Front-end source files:
-- Begin --

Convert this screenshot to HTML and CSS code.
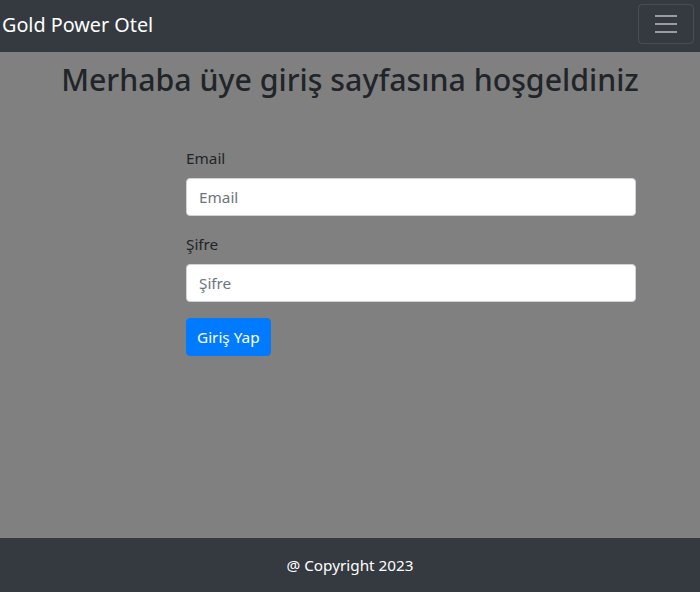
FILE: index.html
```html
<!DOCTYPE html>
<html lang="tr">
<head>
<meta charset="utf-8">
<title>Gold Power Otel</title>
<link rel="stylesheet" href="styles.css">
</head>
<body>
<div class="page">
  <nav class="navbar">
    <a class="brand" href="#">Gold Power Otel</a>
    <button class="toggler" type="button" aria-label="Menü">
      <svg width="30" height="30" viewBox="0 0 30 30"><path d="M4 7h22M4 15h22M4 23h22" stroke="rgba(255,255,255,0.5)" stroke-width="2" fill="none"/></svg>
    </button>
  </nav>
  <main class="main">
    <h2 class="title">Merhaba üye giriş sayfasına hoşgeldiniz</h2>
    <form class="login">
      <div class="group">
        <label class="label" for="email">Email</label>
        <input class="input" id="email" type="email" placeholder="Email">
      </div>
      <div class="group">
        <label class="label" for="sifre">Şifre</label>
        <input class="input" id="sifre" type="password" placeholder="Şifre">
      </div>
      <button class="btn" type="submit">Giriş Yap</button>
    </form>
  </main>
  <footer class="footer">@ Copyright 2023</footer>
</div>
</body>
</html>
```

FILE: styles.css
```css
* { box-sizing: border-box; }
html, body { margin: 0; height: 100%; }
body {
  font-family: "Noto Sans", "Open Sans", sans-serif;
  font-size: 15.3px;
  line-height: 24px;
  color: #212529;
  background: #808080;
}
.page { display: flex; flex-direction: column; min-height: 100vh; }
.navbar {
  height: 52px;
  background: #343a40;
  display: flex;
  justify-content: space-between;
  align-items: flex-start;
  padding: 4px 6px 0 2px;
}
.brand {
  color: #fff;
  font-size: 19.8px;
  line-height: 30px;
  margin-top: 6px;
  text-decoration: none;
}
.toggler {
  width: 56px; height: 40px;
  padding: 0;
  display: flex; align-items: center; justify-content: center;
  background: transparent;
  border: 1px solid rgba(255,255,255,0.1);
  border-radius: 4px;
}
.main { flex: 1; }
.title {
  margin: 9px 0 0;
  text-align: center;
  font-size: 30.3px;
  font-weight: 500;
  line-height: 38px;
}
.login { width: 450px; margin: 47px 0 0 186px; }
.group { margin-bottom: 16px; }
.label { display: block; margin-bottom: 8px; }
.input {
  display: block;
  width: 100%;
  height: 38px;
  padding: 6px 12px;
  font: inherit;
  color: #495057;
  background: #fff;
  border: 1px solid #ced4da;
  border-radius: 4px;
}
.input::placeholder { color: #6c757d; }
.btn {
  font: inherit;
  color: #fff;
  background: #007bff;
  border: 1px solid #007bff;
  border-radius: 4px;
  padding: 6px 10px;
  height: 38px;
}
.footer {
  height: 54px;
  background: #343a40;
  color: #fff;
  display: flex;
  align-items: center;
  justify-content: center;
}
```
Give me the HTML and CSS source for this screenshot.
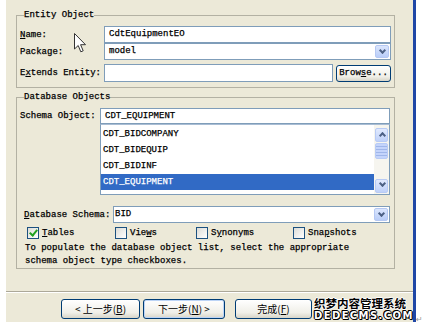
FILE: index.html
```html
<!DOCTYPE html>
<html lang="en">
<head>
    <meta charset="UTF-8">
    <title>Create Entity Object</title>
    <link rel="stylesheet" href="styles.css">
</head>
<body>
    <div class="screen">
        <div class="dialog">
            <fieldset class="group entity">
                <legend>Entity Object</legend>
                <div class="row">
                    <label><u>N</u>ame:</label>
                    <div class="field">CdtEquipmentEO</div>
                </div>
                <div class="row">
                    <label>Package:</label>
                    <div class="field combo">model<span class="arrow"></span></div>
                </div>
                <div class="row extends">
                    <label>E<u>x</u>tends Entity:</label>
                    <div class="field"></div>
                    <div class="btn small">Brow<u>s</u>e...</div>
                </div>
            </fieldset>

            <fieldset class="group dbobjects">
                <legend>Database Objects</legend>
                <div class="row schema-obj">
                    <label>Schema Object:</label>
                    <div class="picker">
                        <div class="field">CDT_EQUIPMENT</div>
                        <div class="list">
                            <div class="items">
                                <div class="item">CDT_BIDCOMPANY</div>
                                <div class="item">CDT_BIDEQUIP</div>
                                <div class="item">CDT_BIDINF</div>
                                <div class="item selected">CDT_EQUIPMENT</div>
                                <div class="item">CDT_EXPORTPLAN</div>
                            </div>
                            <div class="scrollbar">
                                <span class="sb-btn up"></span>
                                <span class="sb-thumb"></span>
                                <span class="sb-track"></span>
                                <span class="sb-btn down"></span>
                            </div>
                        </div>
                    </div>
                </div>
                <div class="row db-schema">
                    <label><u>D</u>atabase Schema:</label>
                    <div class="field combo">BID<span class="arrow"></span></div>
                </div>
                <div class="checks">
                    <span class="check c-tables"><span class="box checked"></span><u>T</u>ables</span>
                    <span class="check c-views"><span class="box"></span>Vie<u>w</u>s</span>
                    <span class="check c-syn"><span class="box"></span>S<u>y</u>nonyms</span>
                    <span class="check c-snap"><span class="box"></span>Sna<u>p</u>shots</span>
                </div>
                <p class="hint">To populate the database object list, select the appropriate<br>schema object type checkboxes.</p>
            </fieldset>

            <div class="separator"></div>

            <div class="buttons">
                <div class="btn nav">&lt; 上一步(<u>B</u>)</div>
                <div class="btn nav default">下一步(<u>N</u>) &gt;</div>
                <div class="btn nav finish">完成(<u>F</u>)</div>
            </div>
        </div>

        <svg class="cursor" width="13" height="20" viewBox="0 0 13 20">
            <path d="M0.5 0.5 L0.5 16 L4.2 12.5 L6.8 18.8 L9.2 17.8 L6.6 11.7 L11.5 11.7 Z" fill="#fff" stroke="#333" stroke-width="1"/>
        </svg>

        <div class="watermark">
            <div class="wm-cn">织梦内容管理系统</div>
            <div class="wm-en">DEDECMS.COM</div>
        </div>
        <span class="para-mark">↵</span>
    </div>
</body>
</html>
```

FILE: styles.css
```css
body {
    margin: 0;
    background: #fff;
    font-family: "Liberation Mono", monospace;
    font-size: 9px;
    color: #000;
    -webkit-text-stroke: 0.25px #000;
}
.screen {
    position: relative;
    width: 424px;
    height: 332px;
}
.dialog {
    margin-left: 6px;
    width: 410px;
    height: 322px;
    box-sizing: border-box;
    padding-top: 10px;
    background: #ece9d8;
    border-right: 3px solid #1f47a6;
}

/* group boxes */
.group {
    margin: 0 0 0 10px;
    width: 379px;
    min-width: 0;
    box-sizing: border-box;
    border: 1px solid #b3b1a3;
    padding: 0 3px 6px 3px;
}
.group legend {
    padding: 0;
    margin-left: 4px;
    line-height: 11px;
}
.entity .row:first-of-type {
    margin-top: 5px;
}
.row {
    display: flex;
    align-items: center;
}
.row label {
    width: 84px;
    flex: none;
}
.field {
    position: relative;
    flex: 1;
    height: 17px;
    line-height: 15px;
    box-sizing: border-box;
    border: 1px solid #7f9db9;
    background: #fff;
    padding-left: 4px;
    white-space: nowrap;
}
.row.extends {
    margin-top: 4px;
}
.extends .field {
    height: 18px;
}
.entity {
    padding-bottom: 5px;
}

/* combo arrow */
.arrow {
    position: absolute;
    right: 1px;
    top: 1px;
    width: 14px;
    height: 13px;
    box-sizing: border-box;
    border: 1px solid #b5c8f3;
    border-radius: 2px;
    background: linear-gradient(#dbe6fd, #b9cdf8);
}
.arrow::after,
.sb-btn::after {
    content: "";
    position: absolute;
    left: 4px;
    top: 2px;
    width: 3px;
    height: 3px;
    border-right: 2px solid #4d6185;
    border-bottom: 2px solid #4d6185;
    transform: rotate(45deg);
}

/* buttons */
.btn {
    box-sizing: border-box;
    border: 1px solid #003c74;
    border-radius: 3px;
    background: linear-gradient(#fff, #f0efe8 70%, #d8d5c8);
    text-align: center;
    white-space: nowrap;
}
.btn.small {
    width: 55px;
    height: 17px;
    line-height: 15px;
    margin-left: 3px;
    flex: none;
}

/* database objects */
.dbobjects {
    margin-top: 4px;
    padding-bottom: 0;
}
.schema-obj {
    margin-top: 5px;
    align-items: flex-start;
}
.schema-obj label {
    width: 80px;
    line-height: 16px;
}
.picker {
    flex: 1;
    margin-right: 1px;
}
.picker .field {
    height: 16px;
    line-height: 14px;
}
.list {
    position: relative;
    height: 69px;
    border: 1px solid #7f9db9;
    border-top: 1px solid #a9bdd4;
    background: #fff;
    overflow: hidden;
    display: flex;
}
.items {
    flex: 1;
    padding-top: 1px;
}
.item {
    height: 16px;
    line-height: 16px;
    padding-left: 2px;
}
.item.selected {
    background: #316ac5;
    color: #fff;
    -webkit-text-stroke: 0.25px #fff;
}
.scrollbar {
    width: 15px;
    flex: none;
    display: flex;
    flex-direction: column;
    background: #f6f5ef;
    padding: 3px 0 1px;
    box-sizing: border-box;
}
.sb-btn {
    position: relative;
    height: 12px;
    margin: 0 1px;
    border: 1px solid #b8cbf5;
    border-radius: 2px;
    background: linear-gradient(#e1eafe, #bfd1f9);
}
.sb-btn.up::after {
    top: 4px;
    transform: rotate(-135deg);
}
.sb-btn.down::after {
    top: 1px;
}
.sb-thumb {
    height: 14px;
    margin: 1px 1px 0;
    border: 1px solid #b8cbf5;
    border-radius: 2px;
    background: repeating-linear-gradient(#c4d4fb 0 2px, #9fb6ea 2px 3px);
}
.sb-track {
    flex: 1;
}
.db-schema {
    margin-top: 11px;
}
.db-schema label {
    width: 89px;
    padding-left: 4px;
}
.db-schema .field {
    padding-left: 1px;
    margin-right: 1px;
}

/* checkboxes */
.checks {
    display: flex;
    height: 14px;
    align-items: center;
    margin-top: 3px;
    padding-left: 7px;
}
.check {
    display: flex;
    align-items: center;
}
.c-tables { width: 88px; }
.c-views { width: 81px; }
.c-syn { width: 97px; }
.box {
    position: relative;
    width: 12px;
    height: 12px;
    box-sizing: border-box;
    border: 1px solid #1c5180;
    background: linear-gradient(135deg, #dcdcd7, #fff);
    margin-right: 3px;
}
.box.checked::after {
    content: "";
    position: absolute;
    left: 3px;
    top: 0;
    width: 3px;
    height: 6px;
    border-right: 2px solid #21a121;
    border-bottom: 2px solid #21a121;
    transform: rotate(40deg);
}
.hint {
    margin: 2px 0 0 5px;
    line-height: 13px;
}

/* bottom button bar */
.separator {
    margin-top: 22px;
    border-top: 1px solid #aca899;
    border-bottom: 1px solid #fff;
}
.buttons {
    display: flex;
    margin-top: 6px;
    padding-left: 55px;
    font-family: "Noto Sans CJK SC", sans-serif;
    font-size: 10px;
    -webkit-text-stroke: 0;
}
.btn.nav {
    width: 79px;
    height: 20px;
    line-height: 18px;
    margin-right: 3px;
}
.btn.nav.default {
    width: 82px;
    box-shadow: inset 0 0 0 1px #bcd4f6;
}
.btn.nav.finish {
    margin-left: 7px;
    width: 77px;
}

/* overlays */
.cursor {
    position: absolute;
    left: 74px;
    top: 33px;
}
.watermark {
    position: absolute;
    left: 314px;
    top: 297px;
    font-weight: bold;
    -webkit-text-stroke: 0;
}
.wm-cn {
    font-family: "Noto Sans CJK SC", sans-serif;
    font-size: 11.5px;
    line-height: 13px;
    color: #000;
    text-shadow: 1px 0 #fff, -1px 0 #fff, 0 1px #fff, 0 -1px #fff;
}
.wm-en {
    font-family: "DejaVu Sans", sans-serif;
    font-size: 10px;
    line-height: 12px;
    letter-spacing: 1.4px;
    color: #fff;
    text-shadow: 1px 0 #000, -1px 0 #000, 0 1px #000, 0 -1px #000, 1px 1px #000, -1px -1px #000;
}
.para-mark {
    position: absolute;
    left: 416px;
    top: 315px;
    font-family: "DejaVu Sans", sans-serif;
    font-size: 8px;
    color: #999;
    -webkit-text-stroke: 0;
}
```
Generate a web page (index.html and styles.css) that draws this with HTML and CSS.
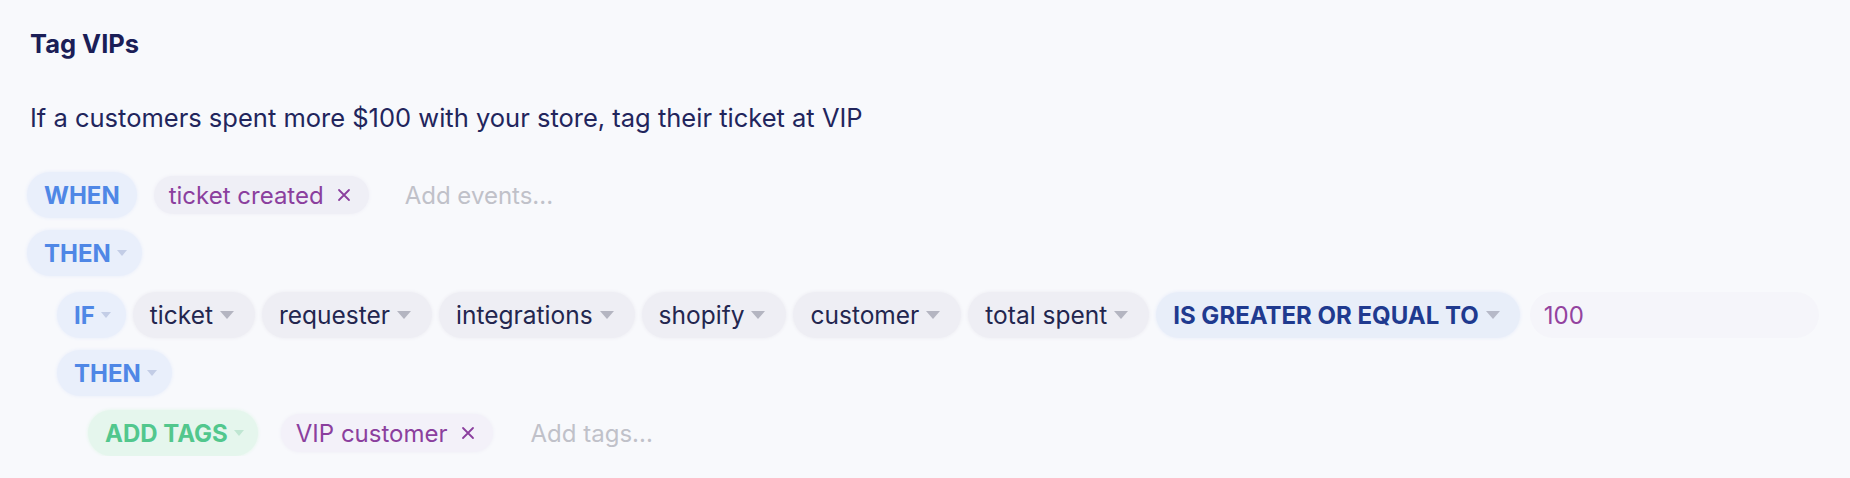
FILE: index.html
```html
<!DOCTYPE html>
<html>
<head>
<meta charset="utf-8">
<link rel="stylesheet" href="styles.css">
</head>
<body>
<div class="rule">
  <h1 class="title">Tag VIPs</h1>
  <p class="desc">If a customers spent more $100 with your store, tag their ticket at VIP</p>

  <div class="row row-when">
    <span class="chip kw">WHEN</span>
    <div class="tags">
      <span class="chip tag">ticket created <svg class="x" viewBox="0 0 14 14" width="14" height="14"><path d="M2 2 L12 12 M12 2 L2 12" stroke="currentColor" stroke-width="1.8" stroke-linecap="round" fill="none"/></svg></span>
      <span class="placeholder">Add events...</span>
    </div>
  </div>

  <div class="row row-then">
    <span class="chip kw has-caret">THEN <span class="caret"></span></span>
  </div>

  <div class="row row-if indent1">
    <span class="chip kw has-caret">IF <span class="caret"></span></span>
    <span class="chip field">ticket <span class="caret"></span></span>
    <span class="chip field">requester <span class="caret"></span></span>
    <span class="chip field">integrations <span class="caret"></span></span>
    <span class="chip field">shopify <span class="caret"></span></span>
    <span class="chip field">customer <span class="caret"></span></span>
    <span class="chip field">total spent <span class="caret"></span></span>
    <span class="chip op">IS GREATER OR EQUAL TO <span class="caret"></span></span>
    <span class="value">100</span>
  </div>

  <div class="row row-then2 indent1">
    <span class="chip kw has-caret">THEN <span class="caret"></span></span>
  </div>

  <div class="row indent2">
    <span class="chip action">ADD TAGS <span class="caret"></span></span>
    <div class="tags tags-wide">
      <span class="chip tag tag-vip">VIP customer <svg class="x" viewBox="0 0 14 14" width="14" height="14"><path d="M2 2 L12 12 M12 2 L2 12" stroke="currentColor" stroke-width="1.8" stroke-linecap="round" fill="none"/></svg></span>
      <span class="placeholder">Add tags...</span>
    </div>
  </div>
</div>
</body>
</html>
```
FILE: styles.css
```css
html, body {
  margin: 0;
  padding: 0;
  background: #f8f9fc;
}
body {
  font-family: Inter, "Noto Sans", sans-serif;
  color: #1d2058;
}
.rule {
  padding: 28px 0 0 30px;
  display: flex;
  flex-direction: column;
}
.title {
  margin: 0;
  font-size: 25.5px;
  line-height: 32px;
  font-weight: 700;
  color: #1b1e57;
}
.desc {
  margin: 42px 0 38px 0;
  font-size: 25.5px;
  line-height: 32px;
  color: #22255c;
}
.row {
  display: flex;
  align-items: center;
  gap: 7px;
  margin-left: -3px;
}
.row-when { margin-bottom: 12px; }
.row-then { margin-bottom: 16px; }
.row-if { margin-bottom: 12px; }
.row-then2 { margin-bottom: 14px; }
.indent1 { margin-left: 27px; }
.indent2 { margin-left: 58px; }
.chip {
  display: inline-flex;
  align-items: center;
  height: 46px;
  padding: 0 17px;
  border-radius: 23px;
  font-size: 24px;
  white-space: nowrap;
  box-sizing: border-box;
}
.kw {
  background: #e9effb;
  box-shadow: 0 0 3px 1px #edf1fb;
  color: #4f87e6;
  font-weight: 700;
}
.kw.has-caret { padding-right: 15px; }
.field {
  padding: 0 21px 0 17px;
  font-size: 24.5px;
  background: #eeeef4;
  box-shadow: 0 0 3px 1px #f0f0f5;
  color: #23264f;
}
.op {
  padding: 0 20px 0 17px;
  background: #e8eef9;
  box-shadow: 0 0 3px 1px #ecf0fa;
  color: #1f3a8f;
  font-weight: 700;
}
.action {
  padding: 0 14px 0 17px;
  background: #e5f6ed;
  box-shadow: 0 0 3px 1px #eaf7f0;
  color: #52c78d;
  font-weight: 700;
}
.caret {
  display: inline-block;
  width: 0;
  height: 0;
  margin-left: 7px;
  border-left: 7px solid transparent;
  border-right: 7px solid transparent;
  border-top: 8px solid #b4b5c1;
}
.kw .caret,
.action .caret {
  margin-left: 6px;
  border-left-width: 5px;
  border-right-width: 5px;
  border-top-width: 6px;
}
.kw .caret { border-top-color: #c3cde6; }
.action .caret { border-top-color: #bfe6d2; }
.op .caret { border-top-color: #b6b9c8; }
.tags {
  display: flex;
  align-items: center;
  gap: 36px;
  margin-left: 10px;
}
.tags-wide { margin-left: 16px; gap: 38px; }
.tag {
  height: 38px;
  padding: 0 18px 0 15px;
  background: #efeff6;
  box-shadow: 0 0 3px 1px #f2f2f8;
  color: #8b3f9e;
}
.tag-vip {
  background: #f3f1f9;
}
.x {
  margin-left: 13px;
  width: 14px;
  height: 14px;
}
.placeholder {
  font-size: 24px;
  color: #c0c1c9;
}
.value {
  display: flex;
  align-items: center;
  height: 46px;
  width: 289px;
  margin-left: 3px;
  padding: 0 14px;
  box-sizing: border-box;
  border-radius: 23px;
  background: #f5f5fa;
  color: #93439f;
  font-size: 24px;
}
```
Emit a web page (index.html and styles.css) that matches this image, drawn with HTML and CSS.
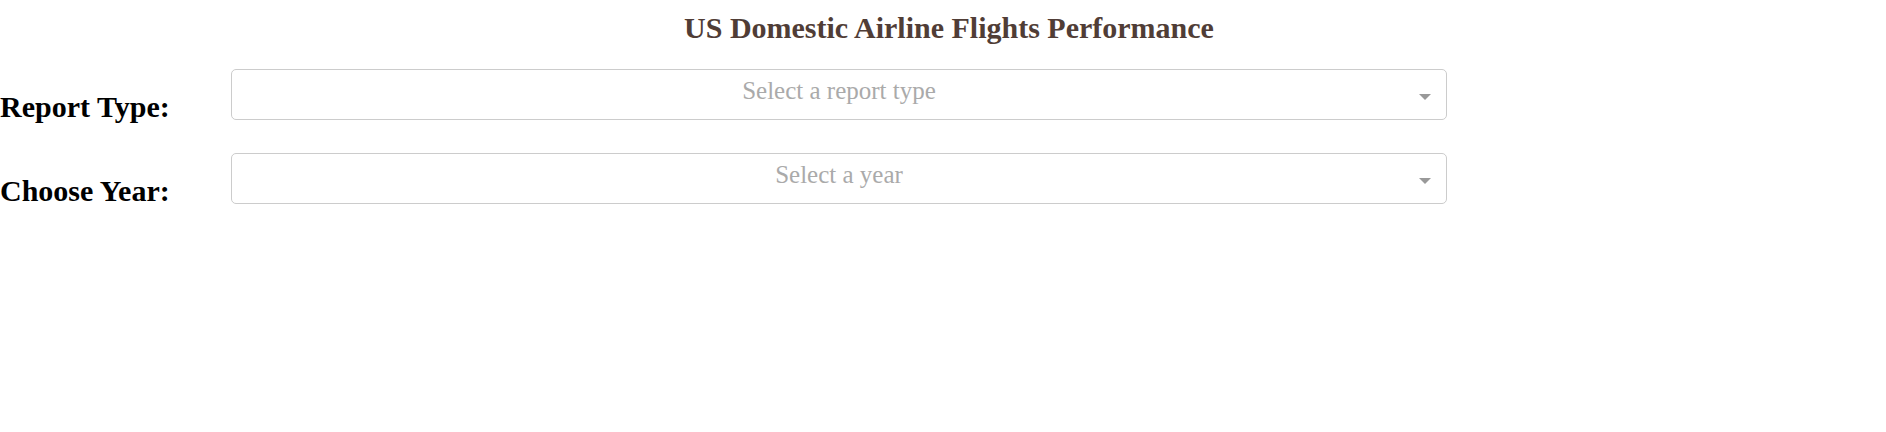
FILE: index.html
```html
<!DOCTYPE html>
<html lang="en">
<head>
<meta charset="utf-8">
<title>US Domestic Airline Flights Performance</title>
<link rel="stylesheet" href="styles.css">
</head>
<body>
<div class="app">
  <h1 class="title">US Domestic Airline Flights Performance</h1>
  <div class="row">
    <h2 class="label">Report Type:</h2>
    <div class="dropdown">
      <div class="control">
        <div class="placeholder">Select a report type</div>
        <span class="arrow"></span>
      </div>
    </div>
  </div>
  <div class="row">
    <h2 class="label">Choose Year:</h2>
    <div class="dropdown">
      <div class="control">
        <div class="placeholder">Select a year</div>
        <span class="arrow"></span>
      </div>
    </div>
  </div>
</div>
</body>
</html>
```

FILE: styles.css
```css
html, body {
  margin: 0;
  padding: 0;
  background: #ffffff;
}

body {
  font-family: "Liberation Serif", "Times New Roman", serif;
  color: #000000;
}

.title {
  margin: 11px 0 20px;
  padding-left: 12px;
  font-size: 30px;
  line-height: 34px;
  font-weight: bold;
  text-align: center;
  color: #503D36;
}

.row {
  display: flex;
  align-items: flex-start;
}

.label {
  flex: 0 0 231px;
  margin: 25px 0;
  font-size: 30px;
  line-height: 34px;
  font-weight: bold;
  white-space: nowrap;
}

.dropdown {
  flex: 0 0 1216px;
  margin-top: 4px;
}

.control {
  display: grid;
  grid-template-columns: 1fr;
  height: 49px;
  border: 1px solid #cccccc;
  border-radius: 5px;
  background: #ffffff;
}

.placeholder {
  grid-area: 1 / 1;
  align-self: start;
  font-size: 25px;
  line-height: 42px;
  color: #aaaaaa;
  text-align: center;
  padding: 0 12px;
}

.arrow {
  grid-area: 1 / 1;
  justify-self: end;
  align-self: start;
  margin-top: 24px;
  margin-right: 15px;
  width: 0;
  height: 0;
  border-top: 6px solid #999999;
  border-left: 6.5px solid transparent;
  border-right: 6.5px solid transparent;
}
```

-- End --

WHAT IS BEING ASKED: Read the entries and pick out all lines that include the word "with".

THE ANSWER:
Generate a web page (index.html and styles.css) that draws this with HTML and CSS.
  <p class="desc">If a customers spent more $100 with your store, tag their ticket at VIP</p>
Emit a web page (index.html and styles.css) that matches this image, drawn with HTML and CSS.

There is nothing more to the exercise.